Three key incidents affected the outcome of the game:

A shift in the balance of power: Despite stunning those at Boston’s Foxboro Stadium with the game’s opening goal, Emmanuel Amuneke was substituted on 57 minutes by coach Clemens Westerhof, who had already replaced Daniel Amokachi after just 35 minutes. These changes eased the pressure on Italy’s defence, allowing the Azzurri to take the game to opponents who increasingly retreated into their defensive shell to run down the clock.

Mission improbable: Italy’s task became even more difficult in the 76th minute, when Gianfranco Zola was sent off only 12 minutes after coming on. Attempting to retrieve the ball, the diminutive striker made what was deemed to be a violent tackle on Augustine Eguavoen. Convinced it did not warrant a red card, a stunned Zola sank to his knees saying “no no no”, initially refusing to leave the pitch until Nigeria’s players calmed him down.

Avoidable mistake: After his part in Zola’s red card, Eguavoen then gifted Italy a penalty by bringing down Benarrivo from behind just inside the box. Baggio calmly converted it for what would prove to be the winning goal.

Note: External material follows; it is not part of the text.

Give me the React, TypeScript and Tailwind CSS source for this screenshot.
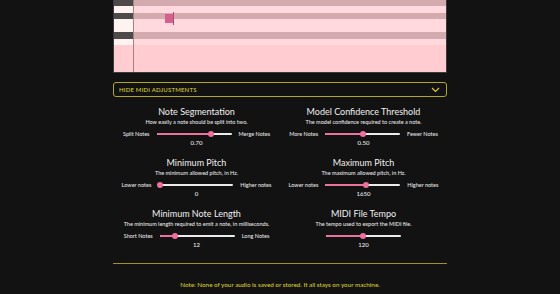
import React from 'react'

type Setting = {
  title: string
  desc: string
  left?: string
  right?: string
  value: string
  pos: number
}

const settings: Setting[] = [
  { title: 'Note Segmentation', desc: 'How easily a note should be split into two.', left: 'Split Notes', right: 'Merge Notes', value: '0.70', pos: 0.72 },
  { title: 'Model Confidence Threshold', desc: 'The model confidence required to create a note.', left: 'More Notes', right: 'Fewer Notes', value: '0.50', pos: 0.5 },
  { title: 'Minimum Pitch', desc: 'The minimum allowed pitch, in Hz.', left: 'Lower notes', right: 'Higher notes', value: '0', pos: 0.02 },
  { title: 'Maximum Pitch', desc: 'The maximum allowed pitch, in Hz.', left: 'Lower notes', right: 'Higher notes', value: '1650', pos: 0.54 },
  { title: 'Minimum Note Length', desc: 'The minimum length required to emit a note, in milliseconds.', left: 'Short Notes', right: 'Long Notes', value: '12', pos: 0.2 },
  { title: 'MIDI File Tempo', desc: 'The tempo used to export the MIDI file.', value: '120', pos: 0.49 },
]

// piano roll rows: [height, black key?]
const rows: [number, boolean][] = [
  [6, true],
  [7, false],
  [6, true],
  [13, false],
  [7, true],
  [6, false],
]

function Slider({ pos }: { pos: number }) {
  return (
    <div className="relative w-[75px] h-[6px] flex items-center">
      <div className="w-full h-[2px] rounded-full bg-[#ececec]" />
      <div className="absolute left-0 h-[2px] rounded-full bg-[#e9739c]" style={{ width: `${pos * 100}%` }} />
      <div
        className="absolute w-[6px] h-[6px] rounded-full bg-[#ef6f9d] -translate-x-1/2"
        style={{ left: `${pos * 100}%` }}
      />
    </div>
  )
}

export default function App() {
  return (
    <div className="min-h-[294px] bg-[#121212] font-['Lato','Liberation_Sans',sans-serif]">
      <div className="w-[334px] mx-auto">
        {/* piano roll */}
        <div className="relative h-[73px] bg-[#ffccd2] border-x border-b border-[#3a3a3a] flex flex-col">
          {rows.map(([h, black], i) => (
            <div key={i} className="flex" style={{ height: h }}>
              <div className={`w-[19px] ${black ? 'bg-[#4e4a4a]' : 'bg-[#fff3f1]'}`} />
              <div className={`flex-1 ${black ? 'bg-[#d3aaae]' : 'bg-[#ffd9dd]'}`} />
            </div>
          ))}
          <div className="absolute left-[19px] top-0 bottom-0 w-px bg-[#9b8587]" />
          <div className="absolute left-[51px] top-[14px] w-[9px] h-[9px] bg-[#d6608d]" />
          <div className="absolute left-[59px] top-[12px] w-px h-[13px] bg-[#b04a72]" />
        </div>

        {/* accordion */}
        <div className="mt-[9px] h-[15px] border border-[#b3a623] rounded-[3px] flex items-center justify-between pl-[5px] pr-[6px]">
          <span className="text-[6px] font-medium text-[#ddd02d] uppercase tracking-[0.2px]">Hide MIDI Adjustments</span>
          <svg width="9" height="6" viewBox="0 0 9 6" fill="none" stroke="#ddd02d" strokeWidth="1.1">
            <path d="M1 1l3.5 3.5L8 1" />
          </svg>
        </div>

        {/* settings grid */}
        <div className="mt-[9px] grid grid-cols-2 gap-y-[10px]">
          {settings.map((s) => (
            <div key={s.title} className="flex flex-col items-center">
              <div className="text-[9px] leading-[12px] text-[#f0f0f0]">{s.title}</div>
              <div className="text-[5.5px] font-medium leading-[8px] text-[#e6e6e6] whitespace-nowrap">{s.desc}</div>
              <div className="mt-[4px] h-[8px] flex items-center gap-[7px]">
                {s.left && <span className="text-[5.5px] font-medium text-[#e6e6e6] whitespace-nowrap">{s.left}</span>}
                <Slider pos={s.pos} />
                {s.right && <span className="text-[5.5px] font-medium text-[#e6e6e6] whitespace-nowrap">{s.right}</span>}
              </div>
              <div className="mt-[1px] text-[6px] font-medium leading-[8px] text-[#ececec]">{s.value}</div>
            </div>
          ))}
        </div>

        <div className="mt-[14px] h-px bg-[#9c9420]" />
        <div className="mt-[16px] text-center text-[6.3px] font-medium leading-[10px] text-[#d8cb30]">
          Note: None of your audio is saved or stored. It all stays on your machine.
        </div>
      </div>
    </div>
  )
}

Speaking after the game, Eguavoen admitted his tackle had been unnecessary, saying, “We lost the match because of that penalty kick and I could’ve avoided the mistake that led to it.”

GIANFRANCO ZOLA OF ITALY IS SHOWN THE RED CARD

The star

After unconvincing performances in the group stage, where he failed to score, Roberto Baggio proved Italy’s saviour against Nigeria with a priceless equalizer two minutes before the end of the normal time.

Speaking later about that the goal, the Divine Ponytail said, “It released all the stress I was under, and after that I started to play more comfortably.” Indeed, the Italian would go on to score the winner from the spot with a low strike that wrong-footed Rufai and flew in off his right-hand post.

What they said

“The World Cup begins now; not just for me, but for Italy.”
Roberto Baggio, after his brace against Nigeria

“I imagined myself getting on a plane to somewhere no one knows.”
Italy coach Arrigo Sacchi, when asked what was going through his mind with 15 minutes of normal time remaining.

“The game is never over until the final whistle sounds. You don’t rejoice prematurely. We had possession and were passing the ball routinely, but we lost concentration in one moment. When you face players like Baggio, they punish you for those kinds of mistakes.”
Finidi George, Nigeria midfielder

Roberto Baggio scores past Peter Rufai

What happened next

Baggio continued his superb form in subsequent games. In the quarter-finals, he scored the winner against Spain, before bagging another brace against Bulgaria to secure his side’s place in the final against Brazil. However, Italian dreams were shattered in the decider when, in a moment Azzurri fans will never forget, he missed the decisive penalty in the shootout.

Nigeria, for their part, returned to the USA two years later to claim the gold medal in the Men’s Football Tournament at the 1996 Atlanta Olympic Games. That side contained five members of the 1994 squad that registered the Super Eagles’ joint-best finish at the World Cup.